• Provided data:
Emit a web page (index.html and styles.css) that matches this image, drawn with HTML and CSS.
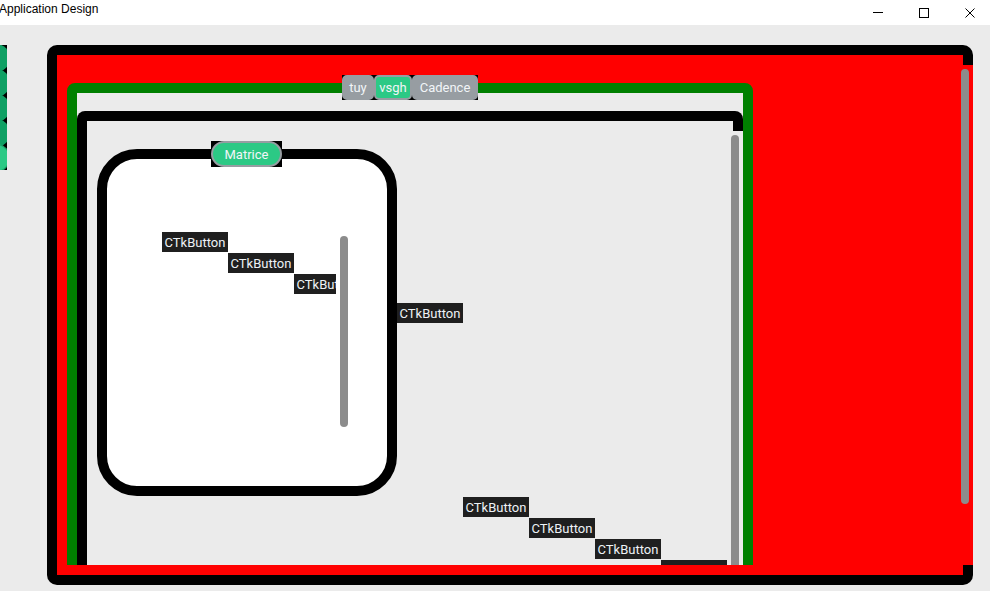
FILE: index.html
```html
<!DOCTYPE html>
<html lang="en">
<head>
    <meta charset="UTF-8">
    <meta name="viewport" content="width=device-width, initial-scale=1.0">
    <title>Application Design</title>
    <link rel="stylesheet" href="styles.css">
</head>
<body>
    <!-- window title bar -->
    <div class="titlebar">
        <span class="title">Application Design</span>
        <div class="controls">
            <span class="ctl"><svg width="10" height="10"><path d="M0 4.5H10" stroke="#000" fill="none"/></svg></span>
            <span class="ctl"><svg width="10" height="10"><rect x="0.5" y="0.5" width="9" height="9" stroke="#000" fill="none"/></svg></span>
            <span class="ctl"><svg width="10" height="10"><path d="M0.5 0.5L9.5 9.5M9.5 0.5L0.5 9.5" stroke="#000" fill="none"/></svg></span>
        </div>
    </div>

    <div class="main">
        <!-- side buttons, mostly off screen -->
        <div class="side">
            <span class="dot"></span>
            <span class="dot"></span>
            <span class="dot"></span>
            <span class="dot"></span>
            <span class="dot hot"></span>
        </div>

        <!-- outer scrollable frame -->
        <div class="frame">
            <div class="canvas">
                <div class="view">
                    <div class="tabview">
                        <div class="segment">
                            <span class="seg seg-tuy">tuy</span>
                            <span class="seg seg-vsgh active">vsgh</span>
                            <span class="seg seg-cad">Cadence</span>
                        </div>

                        <!-- inner scrollable frame -->
                        <div class="scroll">
                            <div class="scroll-in">
                                <div class="scroll-view">
                                    <div class="grid">
                                        <div class="matrice">
                                            <div class="mlabel"><span class="pill">Matrice</span></div>
                                            <div class="mbody">
                                                <div class="mview">
                                                    <span class="btn">CTkButton</span>
                                                    <span class="btn step1">CTkButton</span>
                                                    <span class="btn step2">CTkButton</span>
                                                </div>
                                                <div class="mbar"><span class="thumb"></span></div>
                                            </div>
                                        </div>
                                        <span class="btn b4">CTkButton</span>
                                        <span class="btn b5">CTkButton</span>
                                        <span class="btn b6">CTkButton</span>
                                        <span class="btn b7">CTkButton</span>
                                        <span class="btn b8">CTkButton</span>
                                    </div>
                                </div>
                                <div class="bar"><span class="thumb"></span></div>
                                <span class="cap cap-top"></span>
                            </div>
                        </div>
                    </div>
                </div>
                <div class="bar outer-bar"><span class="thumb"></span></div>
                <span class="cap cap-top"></span>
                <span class="cap cap-bottom"></span>
            </div>
        </div>
    </div>
</body>
</html>
```

FILE: styles.css
```css
* {
    box-sizing: border-box;
}
body {
    margin: 0;
    height: 591px;
    overflow: hidden;
    background: #ebebeb;
    font-family: Roboto, "Liberation Sans", sans-serif;
}

/* title bar */
.titlebar {
    height: 25px;
    background: #fff;
    display: flex;
    justify-content: space-between;
    overflow: hidden;
}
.title {
    font: 12px/14px "Liberation Sans", Arial, sans-serif;
    padding-top: 2px;
    margin-left: -1px;
    color: #000;
}
.controls {
    display: flex;
    margin-right: -3px;
}
.ctl {
    width: 46px;
    height: 25px;
    display: flex;
    align-items: center;
    justify-content: center;
}

.main {
    display: flex;
    align-items: flex-start;
    padding-top: 20px;
}

/* side strip */
.side {
    width: 7px;
    height: 125px;
    background: #000;
    overflow: hidden;
    display: flex;
    flex-direction: column;
}
.dot {
    flex: none;
    width: 28px;
    height: 28px;
    margin: -1.5px 0 -1.5px -18px;
    border-radius: 50%;
    background: #10a064;
}
.dot.hot {
    background: #2cc985;
    box-shadow: inset 0 0 0 1px #1a9e66;
}

/* outer frame */
.frame {
    margin-left: 40px;
    width: 926px;
    height: 540px;
    background: #000;
    border-radius: 10px;
    padding: 10px 0 10px 10px;
}
.canvas {
    position: relative;
    height: 520px;
    background: #f00;
    display: flex;
    padding-bottom: 10px;
}
.view {
    flex: 1;
    overflow: hidden;
    padding: 28px 0 0 10px;
}
.bar {
    flex: none;
    width: 12px;
    padding-top: 14px;
}
.thumb {
    display: block;
    width: 8px;
    height: 440px;
    border-radius: 4px;
    background: #8c8c8c;
}
.outer-bar .thumb {
    height: 435px;
}
.cap {
    position: absolute;
    right: 0;
    width: 10px;
    height: 10px;
    background: #000;
}
.cap-top { top: 0; }
.cap-bottom { bottom: 0; }

/* tab view */
.tabview {
    position: relative;
    width: 686px;
    height: 500px;
    border: 10px solid #008000;
    border-radius: 8px;
    background: #ebebeb;
    padding-top: 18px;
}
.segment {
    position: absolute;
    top: -18px;
    left: 50%;
    transform: translateX(-50%);
    display: flex;
    height: 25px;
    background: #000;
}
.seg {
    height: 25px;
    display: flex;
    align-items: center;
    justify-content: center;
    border: 2px solid #979da2;
    border-radius: 5px;
    background: #979da2;
    color: #f2f5f8;
    font-size: 13px;
}
.seg-tuy { width: 32px; }
.seg-vsgh { width: 38px; }
.seg-cad { width: 66px; }
.seg.active {
    background: #2cc985;
}

/* inner scroll frame */
.scroll {
    height: 462px;
    background: #000;
    border-radius: 8px 8px 0 0;
    padding: 10px 0 0 10px;
}
.scroll-in {
    position: relative;
    height: 100%;
    display: flex;
    background: #ebebeb;
}
.scroll-view {
    flex: 1;
    overflow: hidden;
}

.grid {
    display: grid;
    grid-template-columns: 300px repeat(5, 66px);
    grid-template-rows: 348px repeat(4, 21px);
    padding: 28px 0 0 10px;
}

/* Matrice frame */
.matrice {
    grid-area: 1 / 1;
    position: relative;
    height: 347px;
    border: 10px solid #000;
    border-radius: 40px;
    background: #fff;
}
.mlabel {
    position: absolute;
    top: -18px;
    left: 104px;
    width: 71px;
    height: 26px;
    background: #000;
}
.pill {
    display: flex;
    height: 100%;
    align-items: center;
    justify-content: center;
    border: 2px solid #979da2;
    border-radius: 13px;
    background: #2cc985;
    color: #f2f5f8;
    font-size: 13px;
}
.mbody {
    display: flex;
    height: 100%;
}
.mview {
    width: 229px;
    height: 100%;
    overflow: hidden;
    padding: 73px 0 0 55px;
    display: flex;
    flex-direction: column;
    align-items: flex-start;
}
.mbar {
    padding: 77px 0 0 4px;
}
.mbar .thumb {
    height: 191px;
}

.btn {
    flex: none;
    width: 66px;
    height: 20px;
    margin-bottom: 1px;
    background: #1f1f1f;
    color: #eef2f6;
    font-size: 13px;
    display: flex;
    align-items: center;
    justify-content: center;
    white-space: nowrap;
    overflow: hidden;
}
.step1 { margin-left: 66px; }
.step2 { margin-left: 132px; }

.b4 { grid-area: 1 / 2; align-self: start; margin-top: 154px; }
.b5 { grid-area: 2 / 3; }
.b6 { grid-area: 3 / 4; }
.b7 { grid-area: 4 / 5; }
.b8 { grid-area: 5 / 6; }
```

• Request:
Return each line exactly as written. Any picture gets left out.

• Problem solution:
Emit a web page (index.html and styles.css) that matches this image, drawn with HTML and CSS.
FILE: index.html
```html
<!DOCTYPE html>
<html lang="en">
<head>
    <meta charset="UTF-8">
    <meta name="viewport" content="width=device-width, initial-scale=1.0">
    <title>Application Design</title>
    <link rel="stylesheet" href="styles.css">
</head>
<body>
    <!-- window title bar -->
    <div class="titlebar">
        <span class="title">Application Design</span>
        <div class="controls">
            <span class="ctl"><svg width="10" height="10"><path d="M0 4.5H10" stroke="#000" fill="none"/></svg></span>
            <span class="ctl"><svg width="10" height="10"><rect x="0.5" y="0.5" width="9" height="9" stroke="#000" fill="none"/></svg></span>
            <span class="ctl"><svg width="10" height="10"><path d="M0.5 0.5L9.5 9.5M9.5 0.5L0.5 9.5" stroke="#000" fill="none"/></svg></span>
        </div>
    </div>

    <div class="main">
        <!-- side buttons, mostly off screen -->
        <div class="side">
            <span class="dot"></span>
            <span class="dot"></span>
            <span class="dot"></span>
            <span class="dot"></span>
            <span class="dot hot"></span>
        </div>

        <!-- outer scrollable frame -->
        <div class="frame">
            <div class="canvas">
                <div class="view">
                    <div class="tabview">
                        <div class="segment">
                            <span class="seg seg-tuy">tuy</span>
                            <span class="seg seg-vsgh active">vsgh</span>
                            <span class="seg seg-cad">Cadence</span>
                        </div>

                        <!-- inner scrollable frame -->
                        <div class="scroll">
                            <div class="scroll-in">
                                <div class="scroll-view">
                                    <div class="grid">
                                        <div class="matrice">
                                            <div class="mlabel"><span class="pill">Matrice</span></div>
                                            <div class="mbody">
                                                <div class="mview">
                                                    <span class="btn">CTkButton</span>
                                                    <span class="btn step1">CTkButton</span>
                                                    <span class="btn step2">CTkButton</span>
                                                </div>
                                                <div class="mbar"><span class="thumb"></span></div>
                                            </div>
                                        </div>
                                        <span class="btn b4">CTkButton</span>
                                        <span class="btn b5">CTkButton</span>
                                        <span class="btn b6">CTkButton</span>
                                        <span class="btn b7">CTkButton</span>
                                        <span class="btn b8">CTkButton</span>
                                    </div>
                                </div>
                                <div class="bar"><span class="thumb"></span></div>
                                <span class="cap cap-top"></span>
                            </div>
                        </div>
                    </div>
                </div>
                <div class="bar outer-bar"><span class="thumb"></span></div>
                <span class="cap cap-top"></span>
                <span class="cap cap-bottom"></span>
            </div>
        </div>
    </div>
</body>
</html>
```

FILE: styles.css
```css
* {
    box-sizing: border-box;
}
body {
    margin: 0;
    height: 591px;
    overflow: hidden;
    background: #ebebeb;
    font-family: Roboto, "Liberation Sans", sans-serif;
}

/* title bar */
.titlebar {
    height: 25px;
    background: #fff;
    display: flex;
    justify-content: space-between;
    overflow: hidden;
}
.title {
    font: 12px/14px "Liberation Sans", Arial, sans-serif;
    padding-top: 2px;
    margin-left: -1px;
    color: #000;
}
.controls {
    display: flex;
    margin-right: -3px;
}
.ctl {
    width: 46px;
    height: 25px;
    display: flex;
    align-items: center;
    justify-content: center;
}

.main {
    display: flex;
    align-items: flex-start;
    padding-top: 20px;
}

/* side strip */
.side {
    width: 7px;
    height: 125px;
    background: #000;
    overflow: hidden;
    display: flex;
    flex-direction: column;
}
.dot {
    flex: none;
    width: 28px;
    height: 28px;
    margin: -1.5px 0 -1.5px -18px;
    border-radius: 50%;
    background: #10a064;
}
.dot.hot {
    background: #2cc985;
    box-shadow: inset 0 0 0 1px #1a9e66;
}

/* outer frame */
.frame {
    margin-left: 40px;
    width: 926px;
    height: 540px;
    background: #000;
    border-radius: 10px;
    padding: 10px 0 10px 10px;
}
.canvas {
    position: relative;
    height: 520px;
    background: #f00;
    display: flex;
    padding-bottom: 10px;
}
.view {
    flex: 1;
    overflow: hidden;
    padding: 28px 0 0 10px;
}
.bar {
    flex: none;
    width: 12px;
    padding-top: 14px;
}
.thumb {
    display: block;
    width: 8px;
    height: 440px;
    border-radius: 4px;
    background: #8c8c8c;
}
.outer-bar .thumb {
    height: 435px;
}
.cap {
    position: absolute;
    right: 0;
    width: 10px;
    height: 10px;
    background: #000;
}
.cap-top { top: 0; }
.cap-bottom { bottom: 0; }

/* tab view */
.tabview {
    position: relative;
    width: 686px;
    height: 500px;
    border: 10px solid #008000;
    border-radius: 8px;
    background: #ebebeb;
    padding-top: 18px;
}
.segment {
    position: absolute;
    top: -18px;
    left: 50%;
    transform: translateX(-50%);
    display: flex;
    height: 25px;
    background: #000;
}
.seg {
    height: 25px;
    display: flex;
    align-items: center;
    justify-content: center;
    border: 2px solid #979da2;
    border-radius: 5px;
    background: #979da2;
    color: #f2f5f8;
    font-size: 13px;
}
.seg-tuy { width: 32px; }
.seg-vsgh { width: 38px; }
.seg-cad { width: 66px; }
.seg.active {
    background: #2cc985;
}

/* inner scroll frame */
.scroll {
    height: 462px;
    background: #000;
    border-radius: 8px 8px 0 0;
    padding: 10px 0 0 10px;
}
.scroll-in {
    position: relative;
    height: 100%;
    display: flex;
    background: #ebebeb;
}
.scroll-view {
    flex: 1;
    overflow: hidden;
}

.grid {
    display: grid;
    grid-template-columns: 300px repeat(5, 66px);
    grid-template-rows: 348px repeat(4, 21px);
    padding: 28px 0 0 10px;
}

/* Matrice frame */
.matrice {
    grid-area: 1 / 1;
    position: relative;
    height: 347px;
    border: 10px solid #000;
    border-radius: 40px;
    background: #fff;
}
.mlabel {
    position: absolute;
    top: -18px;
    left: 104px;
    width: 71px;
    height: 26px;
    background: #000;
}
.pill {
    display: flex;
    height: 100%;
    align-items: center;
    justify-content: center;
    border: 2px solid #979da2;
    border-radius: 13px;
    background: #2cc985;
    color: #f2f5f8;
    font-size: 13px;
}
.mbody {
    display: flex;
    height: 100%;
}
.mview {
    width: 229px;
    height: 100%;
    overflow: hidden;
    padding: 73px 0 0 55px;
    display: flex;
    flex-direction: column;
    align-items: flex-start;
}
.mbar {
    padding: 77px 0 0 4px;
}
.mbar .thumb {
    height: 191px;
}

.btn {
    flex: none;
    width: 66px;
    height: 20px;
    margin-bottom: 1px;
    background: #1f1f1f;
    color: #eef2f6;
    font-size: 13px;
    display: flex;
    align-items: center;
    justify-content: center;
    white-space: nowrap;
    overflow: hidden;
}
.step1 { margin-left: 66px; }
.step2 { margin-left: 132px; }

.b4 { grid-area: 1 / 2; align-self: start; margin-top: 154px; }
.b5 { grid-area: 2 / 3; }
.b6 { grid-area: 3 / 4; }
.b7 { grid-area: 4 / 5; }
.b8 { grid-area: 5 / 6; }
```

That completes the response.